On April 18, 2018 8:23:12 AM CDT, Jamon Camisso via talk <talk@gtalug.org> wrote:
On 2018-04-18 07:35 AM, Russell via talk wrote:
On April 17, 2018 9:02:14 AM CDT, lsorense@csclub.uwaterloo.ca wrote:
On Tue, Apr 17, 2018 at 08:20:47AM -0400, Russell via talk wrote:
Currently I have two versions of the same os on the same machine.
on M.2 Xpoint nvram and one on a standard SSD. I'm playing around with tweaking before I do a final config. So far the Xpoint direct hw access appears 3x as fast as the SSD while real world throughput shows up about twice as fast on the Xpoint, recent INTEL cache fencing notwithstanding.

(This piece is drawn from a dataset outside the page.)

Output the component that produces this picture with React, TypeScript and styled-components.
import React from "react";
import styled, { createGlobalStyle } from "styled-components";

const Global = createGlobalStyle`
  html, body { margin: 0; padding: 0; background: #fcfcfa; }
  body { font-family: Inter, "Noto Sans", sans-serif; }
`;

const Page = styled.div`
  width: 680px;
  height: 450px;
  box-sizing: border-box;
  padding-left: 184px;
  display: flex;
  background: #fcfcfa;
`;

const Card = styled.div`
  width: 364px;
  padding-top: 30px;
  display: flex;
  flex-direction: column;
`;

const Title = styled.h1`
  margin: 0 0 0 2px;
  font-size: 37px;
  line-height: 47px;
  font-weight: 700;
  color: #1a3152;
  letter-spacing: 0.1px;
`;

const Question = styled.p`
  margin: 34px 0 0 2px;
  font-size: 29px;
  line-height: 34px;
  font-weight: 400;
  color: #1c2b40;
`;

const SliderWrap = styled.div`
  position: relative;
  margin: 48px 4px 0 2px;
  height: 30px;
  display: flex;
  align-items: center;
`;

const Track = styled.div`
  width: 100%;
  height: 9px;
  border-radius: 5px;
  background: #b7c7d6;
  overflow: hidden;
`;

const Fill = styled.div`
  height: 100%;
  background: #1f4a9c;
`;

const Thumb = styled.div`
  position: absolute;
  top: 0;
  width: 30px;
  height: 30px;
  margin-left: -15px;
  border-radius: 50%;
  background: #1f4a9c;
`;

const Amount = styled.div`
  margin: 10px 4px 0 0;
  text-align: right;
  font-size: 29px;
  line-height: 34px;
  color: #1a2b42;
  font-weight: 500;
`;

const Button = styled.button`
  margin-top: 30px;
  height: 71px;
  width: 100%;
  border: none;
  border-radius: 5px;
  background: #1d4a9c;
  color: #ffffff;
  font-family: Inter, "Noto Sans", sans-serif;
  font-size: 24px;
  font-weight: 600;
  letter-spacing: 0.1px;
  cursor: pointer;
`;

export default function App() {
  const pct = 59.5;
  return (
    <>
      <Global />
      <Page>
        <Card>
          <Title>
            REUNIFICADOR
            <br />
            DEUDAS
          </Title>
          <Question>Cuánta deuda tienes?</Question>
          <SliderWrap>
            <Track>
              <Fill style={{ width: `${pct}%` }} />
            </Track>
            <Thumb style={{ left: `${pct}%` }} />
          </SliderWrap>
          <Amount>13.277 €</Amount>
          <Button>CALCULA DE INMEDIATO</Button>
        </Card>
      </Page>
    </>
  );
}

dd if=/dev/zero bs=1M count=1024 | md5sum 1024+0 records in 1024+0 records out 1073741824 bytes (1.1 GB, 1.0 GiB) copied, 1.35008 s, 795 MB/s cd573cfaace07e7949bc0c46028904ff -
795 is just under twice as fast as writing to the conventional SSD.

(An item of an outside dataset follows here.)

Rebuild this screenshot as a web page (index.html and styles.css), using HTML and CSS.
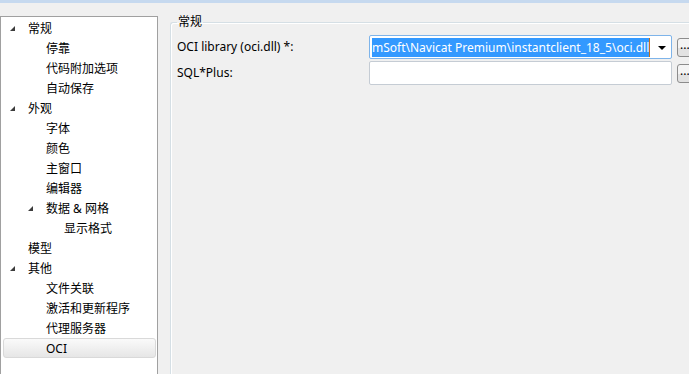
FILE: index.html
```html
<!DOCTYPE html>
<html lang="zh-CN">
<head>
    <meta charset="UTF-8">
    <title>选项</title>
    <link rel="stylesheet" href="styles.css">
</head>
<body>
    <div class="top-strip"></div>
    <div class="main">
        <ul class="tree">
            <li class="node lvl0"><span class="twisty"></span>常规</li>
            <li class="node lvl1">停靠</li>
            <li class="node lvl1">代码附加选项</li>
            <li class="node lvl1">自动保存</li>
            <li class="node lvl0"><span class="twisty"></span>外观</li>
            <li class="node lvl1">字体</li>
            <li class="node lvl1">颜色</li>
            <li class="node lvl1">主窗口</li>
            <li class="node lvl1">编辑器</li>
            <li class="node lvl1"><span class="twisty"></span>数据 &amp; 网格</li>
            <li class="node lvl2">显示格式</li>
            <li class="node lvl0">模型</li>
            <li class="node lvl0"><span class="twisty"></span>其他</li>
            <li class="node lvl1">文件关联</li>
            <li class="node lvl1">激活和更新程序</li>
            <li class="node lvl1">代理服务器</li>
            <li class="node lvl1 selected">OCI</li>
        </ul>

        <div class="pane">
            <fieldset class="group">
                <legend>常规</legend>
                <div class="form-grid">
                    <label>OCI library (oci.dll) *:</label>
                    <div class="combo">
                        <span class="combo-text"><span class="sel">mSoft\Navicat Premium\instantclient_18_5\oci.dll</span><span class="caret"></span></span>
                        <span class="arrow"></span>
                    </div>
                    <button class="browse">...</button>

                    <label>SQL*Plus:</label>
                    <div class="edit"></div>
                    <button class="browse">...</button>
                </div>
            </fieldset>
        </div>
    </div>
</body>
</html>
```

FILE: styles.css
```css
html, body {
    margin: 0;
    height: 100%;
    overflow: hidden;
}

body {
    font-family: 'Noto Sans', 'Noto Sans CJK SC', sans-serif;
    font-size: 12px;
    color: #000;
    background-color: #f0f0f0;
    display: flex;
    flex-direction: column;
}

.top-strip {
    height: 3px;
    background-color: #c6d9ef;
}

.main {
    flex: 1;
    display: flex;
}

/* tree */
.tree {
    list-style: none;
    margin: 13px 0 0 0;
    padding: 1px 0 0 0;
    width: 156px;
    background: #fff;
    border: 1px solid #a0a0a0;
    border-bottom: none;
}

.node {
    position: relative;
    height: 20px;
    line-height: 22px;
    white-space: nowrap;
}

.lvl0 { padding-left: 27px; }
.lvl1 { padding-left: 45px; }
.lvl2 { padding-left: 63px; }

.twisty {
    position: absolute;
    top: 8px;
    width: 0;
    height: 0;
    border-left: 5px solid transparent;
    border-bottom: 5px solid #3c3c3c;
}

.lvl0 .twisty { left: 9px; }
.lvl1 .twisty { left: 27px; }

.selected {
    margin: 0 1px 0 2px;
    padding-left: 42px;
    height: 18px;
    line-height: 20px;
    border: 1px solid #d9d9d9;
    border-radius: 3px;
    background: linear-gradient(#fafafa, #e6e6e6);
}

/* right pane */
.pane {
    flex: 1;
    padding: 11px 0 0 12px;
    min-width: 0;
}

.group {
    margin: 0;
    padding: 5px 0 0 6px;
    height: 100%;
    box-sizing: border-box;
    border: 1px solid #d5dfe5;
    border-right: none;
    border-bottom: none;
    border-radius: 3px 0 0 0;
    box-shadow: inset 1px 1px 0 #fff;
}

.group legend {
    padding: 0 1px;
    margin-left: 0;
    line-height: 16px;
}

.form-grid {
    display: grid;
    grid-template-columns: 187px 303px 22px;
    column-gap: 5px;
    row-gap: 2px;
    align-items: center;
}

.form-grid label {
    line-height: 24px;
}

.combo,
.edit {
    height: 22px;
    background: #fff;
    border: 1px solid #c5ccd4;
    border-radius: 2px;
}

.combo {
    position: relative;
    border-color: #7eb4ea;
}

.combo-text {
    display: flex;
    align-items: center;
    height: 100%;
    padding-left: 2px;
}

.sel {
    background: #3399ff;
    color: #fff;
    line-height: 19px;
    white-space: nowrap;
}

.caret {
    width: 1px;
    height: 19px;
    background: #c07020;
}

.arrow {
    position: absolute;
    right: 5px;
    top: 10px;
    width: 0;
    height: 0;
    border-left: 4px solid transparent;
    border-right: 4px solid transparent;
    border-top: 4px solid #000;
}

.browse {
    height: 19px;
    padding: 0 6px 4px 2px;
    font-family: inherit;
    font-size: 12px;
    line-height: 10px;
    text-align: left;
    border: 1px solid #8c8c8c;
    border-radius: 3px;
    background: linear-gradient(#f4f4f4 50%, #e2e2e2 50%);
}
```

That command didn't write anything to anywhere.
It wrote a bunch of zeros to a virtual file. Perhaps even touching a tmp file along the way. Even if it didnt touch tmp, it wrote the zeros someplace in order to perform the count.
I was just trying to comment on the speeds of the two installs relative to the respective disks the OS runs from. I'm sorry you didn't understand that. Perhaps I should have said running the OS from
One the two different drives, irrespective of all the other disk writes which may happen when the OS operates normally when calling dd from a GUI.
Try bonnie++ a few times on each install. It is explicitly designed to test drive performance.
Cheers, Jamon
Thanks, I downloaded it and man bonnie++ is my transit read today.